First things first. Are you ready to buy, or is renting a better alternative, at least for now? Although many still view owning a home as a core of the “American dream,” a growing number of people have opted to keep renting, even after becoming financially able to buy a home.

There are a number of factors that go into the rent-or-buy decision. For example, the choice may depend on whether you value flexibility—the ability to relocate or trade up (or down) on your housing choice—or stability, and are ready to plant long-term roots. 

Location, Location, Location … and Homework

So you’re ready to move forward with buying a home? Start by doing some basic Internet research.

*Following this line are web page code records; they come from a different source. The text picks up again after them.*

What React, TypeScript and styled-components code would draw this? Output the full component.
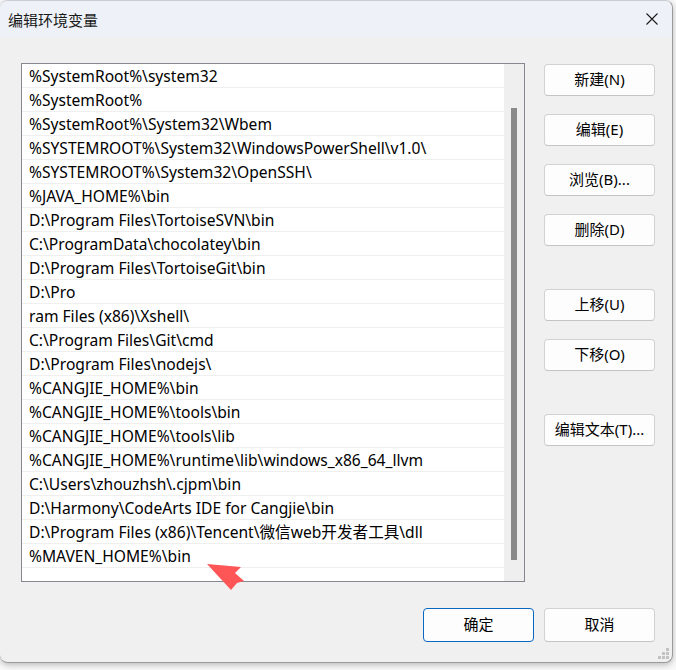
import React from "react";
import styled, { createGlobalStyle } from "styled-components";

const GlobalStyle = createGlobalStyle`
  html, body {
    margin: 0;
    padding: 0;
    background: #e4e4e4;
  }
  body {
    font-family: "Noto Sans", "Noto Sans CJK SC", sans-serif;
  }
`;

const paths = [
  "%SystemRoot%\\system32",
  "%SystemRoot%",
  "%SystemRoot%\\System32\\Wbem",
  "%SYSTEMROOT%\\System32\\WindowsPowerShell\\v1.0\\",
  "%SYSTEMROOT%\\System32\\OpenSSH\\",
  "%JAVA_HOME%\\bin",
  "D:\\Program Files\\TortoiseSVN\\bin",
  "C:\\ProgramData\\chocolatey\\bin",
  "D:\\Program Files\\TortoiseGit\\bin",
  "D:\\Pro",
  "ram Files (x86)\\Xshell\\",
  "C:\\Program Files\\Git\\cmd",
  "D:\\Program Files\\nodejs\\",
  "%CANGJIE_HOME%\\bin",
  "%CANGJIE_HOME%\\tools\\bin",
  "%CANGJIE_HOME%\\tools\\lib",
  "%CANGJIE_HOME%\\runtime\\lib\\windows_x86_64_llvm",
  "C:\\Users\\zhouzhsh\\.cjpm\\bin",
  "D:\\Harmony\\CodeArts IDE for Cangjie\\bin",
  "D:\\Program Files (x86)\\Tencent\\微信web开发者工具\\dll",
  "%MAVEN_HOME%\\bin",
];

// side buttons with the extra gap above each group
const sideButtons: { label: string; gap: number }[] = [
  { label: "新建(N)", gap: 1 },
  { label: "编辑(E)", gap: 18 },
  { label: "浏览(B)...", gap: 18 },
  { label: "删除(D)", gap: 18 },
  { label: "上移(U)", gap: 43 },
  { label: "下移(O)", gap: 18 },
  { label: "编辑文本(T)...", gap: 43 },
];

const App: React.FC = () => {
  return (
    <>
      <GlobalStyle />
      <Screen>
        <Dialog>
          <TitleBar>
            <Title>编辑环境变量</Title>
            <CloseButton aria-label="关闭">
              <svg width="14" height="14" viewBox="0 0 14 14">
                <path d="M1.5 1.5 L12.5 12.5 M12.5 1.5 L1.5 12.5" stroke="#1b1b1b" strokeWidth="1.1" fill="none" />
              </svg>
            </CloseButton>
          </TitleBar>
          <Body>
            <Main>
              <ListBox>
                <Rows>
                  {paths.map((p, i) => (
                    <Row key={i}>{p}</Row>
                  ))}
                </Rows>
                <ScrollTrack>
                  <ScrollThumb />
                </ScrollTrack>
              </ListBox>
              <SideColumn>
                {sideButtons.map((b) => (
                  <SideButton key={b.label} $gap={b.gap}>
                    {b.label}
                  </SideButton>
                ))}
              </SideColumn>
            </Main>
            <Footer>
              <Button $primary>确定</Button>
              <Button>取消</Button>
            </Footer>
          </Body>
          <Grip width="12" height="12" viewBox="0 0 12 12">
            <g fill="#c2c2c2">
              <rect x="8" y="0" width="3" height="3" />
              <rect x="4" y="4" width="3" height="3" />
              <rect x="8" y="4" width="3" height="3" />
              <rect x="0" y="8" width="3" height="3" />
              <rect x="4" y="8" width="3" height="3" />
              <rect x="8" y="8" width="3" height="3" />
            </g>
          </Grip>
          <Arrow width="40" height="30" viewBox="0 0 40 30">
            <path d="M1 1 L35 4 L29 10 L38 18 L31 20 L25 27 Z" fill="#fe5656" />
          </Arrow>
        </Dialog>
      </Screen>
    </>
  );
};

const Screen = styled.div`
  position: relative;
  width: 676px;
  height: 670px;
  overflow: hidden;
  background: #f9f9f9;
`;

const Dialog = styled.div`
  position: relative;
  width: 672px;
  height: 661px;
  display: flex;
  flex-direction: column;
  background: #f0f0f0;
  border: 1px solid #9a9a9a;
  border-top-color: #c9ccd0;
  border-left: none;
  border-radius: 8px;
  box-shadow: 0 2px 6px rgba(0, 0, 0, 0.25);
  overflow: hidden;
  color: #000;
`;

const TitleBar = styled.div`
  height: 36px;
  flex: none;
  display: flex;
  align-items: center;
  justify-content: space-between;
  padding-left: 8px;
  background: #eef2f8;
`;

const Title = styled.div`
  font-size: 15px;
  font-family: "Noto Sans CJK SC", sans-serif;
  color: #1a1a1a;
`;

const CloseButton = styled.div`
  width: 40px;
  height: 36px;
  display: flex;
  align-items: center;
  justify-content: center;
`;

const Body = styled.div`
  flex: 1;
  display: flex;
  flex-direction: column;
  padding: 26px 17px 20px 21px;
`;

const Main = styled.div`
  display: flex;
  align-items: flex-start;
  gap: 19px;
`;

const ListBox = styled.div`
  width: 502px;
  height: 517px;
  display: flex;
  border: 1px solid #858891;
  background: #fff;
`;

const Rows = styled.div`
  flex: 1;
  display: flex;
  flex-direction: column;
`;

const Row = styled.div`
  height: 23px;
  border-bottom: 1px solid #efefef;
  display: flex;
  align-items: center;
  padding-left: 7px;
  font-size: 15.6px;
  white-space: nowrap;
  color: #000;
`;

const ScrollTrack = styled.div`
  width: 20px;
  background: #efefef;
  display: flex;
  justify-content: center;
  padding-top: 44px;
  box-sizing: border-box;
`;

const ScrollThumb = styled.div`
  width: 6px;
  height: 452px;
  background: #8a8a8a;
`;

const SideColumn = styled.div`
  display: flex;
  flex-direction: column;
`;

const Button = styled.div<{ $primary?: boolean }>`
  width: 109px;
  height: 30px;
  box-sizing: content-box;
  display: flex;
  align-items: center;
  justify-content: center;
  padding-bottom: 2px;
  margin-bottom: -2px;
  background: #fdfdfd;
  border: 1px solid ${(p) => (p.$primary ? "#0a67c2" : "#d2d2d2")};
  border-bottom-color: ${(p) => (p.$primary ? "#0a67c2" : "#c4c4c4")};
  border-radius: 4px;
  font-family: "Noto Sans", "Noto Sans CJK SC", sans-serif;
  font-size: 15px;
  line-height: 18px;
  color: #000;
`;

const SideButton = styled(Button)<{ $gap: number }>`
  height: 28px;
  margin-bottom: 0;
  margin-top: ${(p) => p.$gap}px;
`;

const Footer = styled.div`
  display: flex;
  justify-content: flex-end;
  gap: 10px;
  margin-top: 26px;
`;

const Grip = styled.svg`
  position: absolute;
  right: 2px;
  bottom: 2px;
`;

const Arrow = styled.svg`
  position: absolute;
  left: 206px;
  top: 562px;
`;

export default App;
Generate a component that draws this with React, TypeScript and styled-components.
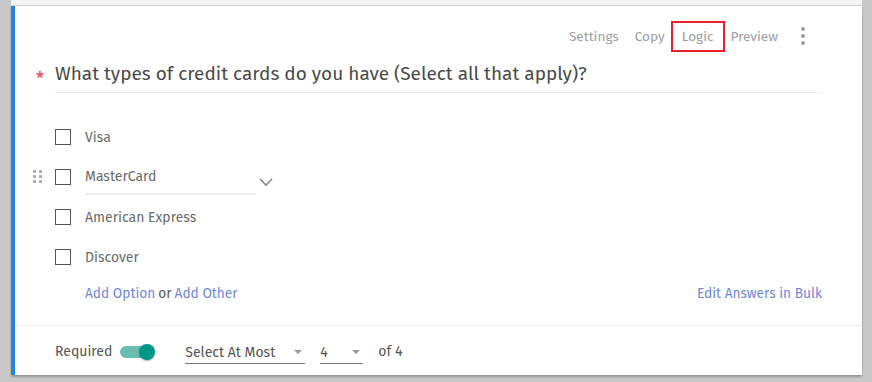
import React from "react";
import styled, { createGlobalStyle } from "styled-components";

const Global = createGlobalStyle`
  html, body { margin: 0; padding: 0; }
  body { background: #c8c8c8; font-family: "Fira Sans", "Noto Sans", sans-serif; }
`;

const Page = styled.div`
  width: 872px;
  height: 382px;
  background: #c8c8c8;
  padding: 0 10px 0 11px;
  box-sizing: border-box;
  overflow: hidden;
`;

const TopStrip = styled.div`
  height: 5px;
  background: #f4f4f4;
  border-bottom: 1px solid #d0d0d0;
`;

const Card = styled.div`
  background: #fff;
  border-left: 4px solid #1a87e4;
  height: 369px;
  box-shadow: 0 2px 2px rgba(0,0,0,0.25);
  display: flex;
  flex-direction: column;
`;

const Body = styled.div`
  padding: 0 40px 0 40px;
  flex: 1;
`;

const Toolbar = styled.div`
  display: flex;
  justify-content: flex-end;
  align-items: center;
  height: 47px;
  padding-top: 13px;
  box-sizing: border-box;
`;

const ToolBtn = styled.span<{ $boxed?: boolean }>`
  font-size: 13.6px;
  color: #9e9e9e;
  padding: 0 ${(p) => (p.$boxed ? "9px" : "6px")};
  margin: 0 ${(p) => (p.$boxed ? "-2px" : "0")};
  height: 31px;
  line-height: 27px;
  box-sizing: border-box;
  border: 2px solid ${(p) => (p.$boxed ? "#e8202a" : "transparent")};
`;

const Kebab = styled.span`
  display: flex;
  flex-direction: column;
  gap: 3px;
  margin: 0 17px 0 15px;
  span {
    width: 4px; height: 4px; border-radius: 50%; background: #9e9e9e;
  }
`;

const QuestionRow = styled.div`
  display: flex;
  align-items: center;
  position: relative;
  height: 30px;
  margin-top: 9px;
`;

const Asterisk = styled.span`
  position: absolute;
  left: -19px;
  top: 6px;
  color: #f0353e;
  font-size: 18px;
`;

const QuestionText = styled.div`
  font-size: 19px;
  color: #4a4a4a;
  flex: 1;
  border-bottom: 1px solid #e8e8e8;
  height: 30px;
  line-height: 24px;
`;

const Options = styled.div`
  margin-top: 25px;
  display: flex;
  flex-direction: column;
`;

const OptionRow = styled.div`
  display: flex;
  align-items: center;
  height: 40px;
  position: relative;
`;

const Handle = styled.div`
  position: absolute;
  left: -22px;
  top: 13px;
  display: grid;
  grid-template-columns: 3px 3px;
  gap: 2px 3px;
  span { width: 3px; height: 3px; background: #aaa; border-radius: 1px; }
`;

const Box = styled.span`
  width: 14px;
  height: 14px;
  border: 1.5px solid #555;
  box-sizing: content-box;
  margin-right: 15px;
  flex: none;
`;

const Label = styled.span<{ $edit?: boolean }>`
  font-size: 14px;
  color: #6b6b6b;
  margin-left: -1px;
  ${(p) => p.$edit ? `
    width: 170px;
    border-bottom: 2px solid #ececec;
    padding-bottom: 8px;
    margin-top: 8px;
  ` : ""}
`;

const Chevron = styled.svg`
  margin-left: 3px;
  margin-top: 10px;
`;

const LinksRow = styled.div`
  display: flex;
  justify-content: space-between;
  padding-left: 30px;
  font-size: 13.7px;
  height: 34px;
  align-items: center;
  margin-top: -1px;
`;

const Link = styled.span`
  color: #7088e0;
`;

const Or = styled.span`
  color: #555;
  margin: 0 3px;
`;

const Footer = styled.div`
  border-top: 1px solid #efefef;
  height: 50px;
  display: flex;
  align-items: center;
  padding-left: 40px;
  padding-top: 2px;
  box-sizing: border-box;
  font-size: 14px;
  color: #555;
`;

const Switch = styled.span`
  position: relative;
  width: 30px;
  height: 12px;
  border-radius: 6px;
  background: #6bbcb1;
  margin: 0 35px 0 8px;
  span {
    position: absolute;
    right: -5px;
    top: -2px;
    width: 16px;
    height: 16px;
    border-radius: 50%;
    background: #00968a;
    box-shadow: 0 1px 2px rgba(0,0,0,0.3);
  }
`;

const Select = styled.span<{ $w: number }>`
  width: ${(p) => p.$w}px;
  display: flex;
  justify-content: space-between;
  align-items: center;
  border-bottom: 1px solid #777;
  height: 22px;
  margin-right: 15px;
  color: #555;
  margin-top: 2px;
`;

const Caret = styled.span`
  width: 0; height: 0;
  border-left: 4px solid transparent;
  border-right: 4px solid transparent;
  border-top: 4px solid #999;
  margin-right: 3px;
`;

export default function App() {
  const opts = ["Visa", "MasterCard", "American Express", "Discover"];
  return (
    <Page>
      <Global />
      <TopStrip />
      <Card>
        <Body>
          <Toolbar>
            <ToolBtn>Settings</ToolBtn>
            <ToolBtn>Copy</ToolBtn>
            <ToolBtn $boxed>Logic</ToolBtn>
            <ToolBtn>Preview</ToolBtn>
            <Kebab><span /><span /><span /></Kebab>
          </Toolbar>
          <QuestionRow>
            <Asterisk>*</Asterisk>
            <QuestionText>What types of credit cards do you have (Select all that apply)?</QuestionText>
          </QuestionRow>
          <Options>
            {opts.map((o, i) => (
              <OptionRow key={o}>
                {i === 1 && (
                  <Handle>
                    <span /><span /><span /><span /><span /><span />
                  </Handle>
                )}
                <Box />
                <Label $edit={i === 1}>{o}</Label>
                {i === 1 && (
                  <Chevron width="16" height="10" viewBox="0 0 16 10">
                    <path d="M2 2 L8 8 L14 2" fill="none" stroke="#888" strokeWidth="1.6" />
                  </Chevron>
                )}
              </OptionRow>
            ))}
          </Options>
          <LinksRow>
            <span>
              <Link>Add Option</Link>
              <Or>or</Or>
              <Link>Add Other</Link>
            </span>
            <Link>Edit Answers in Bulk</Link>
          </LinksRow>
        </Body>
        <Footer>
          Required
          <Switch><span /></Switch>
          <Select $w={120}>Select At Most<Caret /></Select>
          <Select $w={43}>4<Caret /></Select>
          of 4
        </Footer>
      </Card>
    </Page>
  );
}
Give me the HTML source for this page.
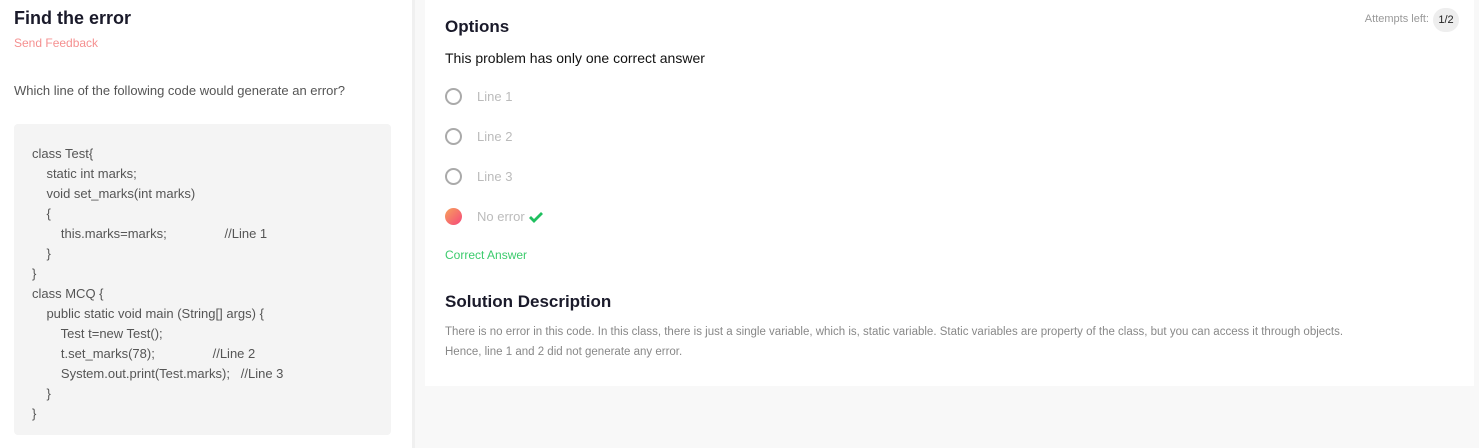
<!DOCTYPE html>
<html><head><style>
*{margin:0;padding:0;box-sizing:border-box}
body{width:1479px;height:448px;background:#f8f8f8;font-family:"Liberation Sans",sans-serif;position:relative;overflow:hidden}
.left{position:absolute;left:0;top:0;width:415px;height:448px;background:#fff;border-right:3px solid #f0f0f0}
h1{position:absolute;left:14px;top:8px;font-size:18px;font-weight:bold;color:#1a1a2a}
.fb{position:absolute;left:14px;top:36px;font-size:12px;color:#f59090}
.q{position:absolute;left:14px;top:83px;font-size:13px;color:#555}
.code{position:absolute;left:14px;top:124px;width:377px;height:311px;background:#f4f4f4;border-radius:4px;padding:20px 18px;font-size:13px;color:#555;line-height:20px;white-space:pre}
.card{position:absolute;left:425px;top:0;width:1049px;height:386px;background:#fff}
.t{position:absolute;font-size:17px;font-weight:bold;color:#1a1a2a}
.opt{position:absolute;left:20px;font-size:13px;color:#bbb;display:flex;align-items:center}
.r{width:17px;height:17px;border:2px solid #aaa;border-radius:50%;margin-right:15px}
</style></head><body>
<div class="left">
<h1>Find the error</h1>
<div class="fb">Send Feedback</div>
<div class="q">Which line of the following code would generate an error?</div>
<div class="code">class Test{
    static int marks;
    void set_marks(int marks)
    {
        this.marks=marks;                //Line 1
    }
}
class MCQ {
    public static void main (String[] args) {
        Test t=new Test();
        t.set_marks(78);                //Line 2
        System.out.print(Test.marks);   //Line 3
    }
}</div>
</div>
<div class="card">
<div class="t" style="left:20px;top:17px">Options</div>
<div style="position:absolute;right:45px;top:13px;font-size:11px;color:#999">Attempts left:</div>
<div style="position:absolute;right:15px;top:8px;width:26px;height:24px;border-radius:12px;background:#eee;font-size:11px;color:#222;text-align:center;line-height:24px">1/2</div>
<div style="position:absolute;left:20px;top:50px;font-size:14px;color:#111">This problem has only one correct answer</div>
<div class="opt" style="top:88px"><span class="r"></span>Line 1</div>
<div class="opt" style="top:128px"><span class="r"></span>Line 2</div>
<div class="opt" style="top:168px"><span class="r"></span>Line 3</div>
<div class="opt" style="top:208px"><span class="r" style="border:none;background:linear-gradient(135deg,#f7a35c,#f5477a)"></span>No error <svg width="14" height="12" viewBox="0 0 14 12" style="margin-left:4px"><path d="M1 6 L5 10 L13 2" stroke="#1fbf5f" stroke-width="2.8" fill="none"/></svg></div>
<div style="position:absolute;left:20px;top:248px;font-size:12px;color:#3ccb6d">Correct Answer</div>
<div class="t" style="left:20px;top:292px">Solution Description</div>
<div style="position:absolute;left:20px;top:322px;width:930px;font-size:11.5px;color:#888;line-height:20px">There is no error in this code. In this class, there is just a single variable, which is, static variable. Static variables are property of the class, but you can access it through objects. Hence, line 1 and 2 did not generate any error.</div>
</div>
</body></html>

Read about existing and new-home sales data for broader home trends, and get a clear sense of the local housing market by looking at realtor websites.

Holden Lewis, senior mortgage analyst for, and J. Michael Black, senior mortgage consultant for Wintrust, say working with a real estate professional who specializes in your desired area is the best way to understand the economic factors affecting local housing.

Fannie Mae, Freddie Mac, and the Federal Housing Administration offer programs that can keep down payments as low as 3%, but Black says homebuyers who put down 10% can get more attractive financing options.

Lewis adds, “Many states and some municipalities have housing finance agencies that can assist with down payments, so ask your mortgage lender about these programs.”

According to Black, anything less than 20% down means homebuyers will need to get private mortgage insurance, also known as PMI, which protects the lender in case a home goes into foreclosure. He says it will add to the cost of the loan, but when the home’s value exceeds 78% of the original purchase price, it can be cancelled.

And How Will You Be Paying?

Mortgage financing options are generally either fixed rate, where the interest rate is set over the life of the loan, or adjustable, where the loan’s interest rate may change after a certain number of years. Which one is appropriate depends on how long you expect to live in the place.

Most first-time homebuyers usually stay put for five to seven years. Black said getting an adjustable-rate mortgage can be a good option in that case, as they usually have lower interest rates—at least at first. For those planning to live in their home longer, fixed rates are probably the way to go.

Don’t Put Away That Pocketbook Just Yet

The total cost of ownership (TCO) for a home doesn’t just include the principal and interest payments, Lewis said; there are also closing costs, property taxes, insurance, maintenance, homeowner assessment fees, and other costs to consider.

Closing costs can vary based on origination fees, lender charges, and other factors, but some experts suggest using 3% of the purchase price as an approximation.

Lewis added that buyers should save 1% of the home’s value annually to pay for maintenance and repairs as part of ongoing homeownership.

“I’m not saying you’ll spend that amount every year. A lot of times you’ll pay less than that. Some years you’ll pay several years of that,” he said.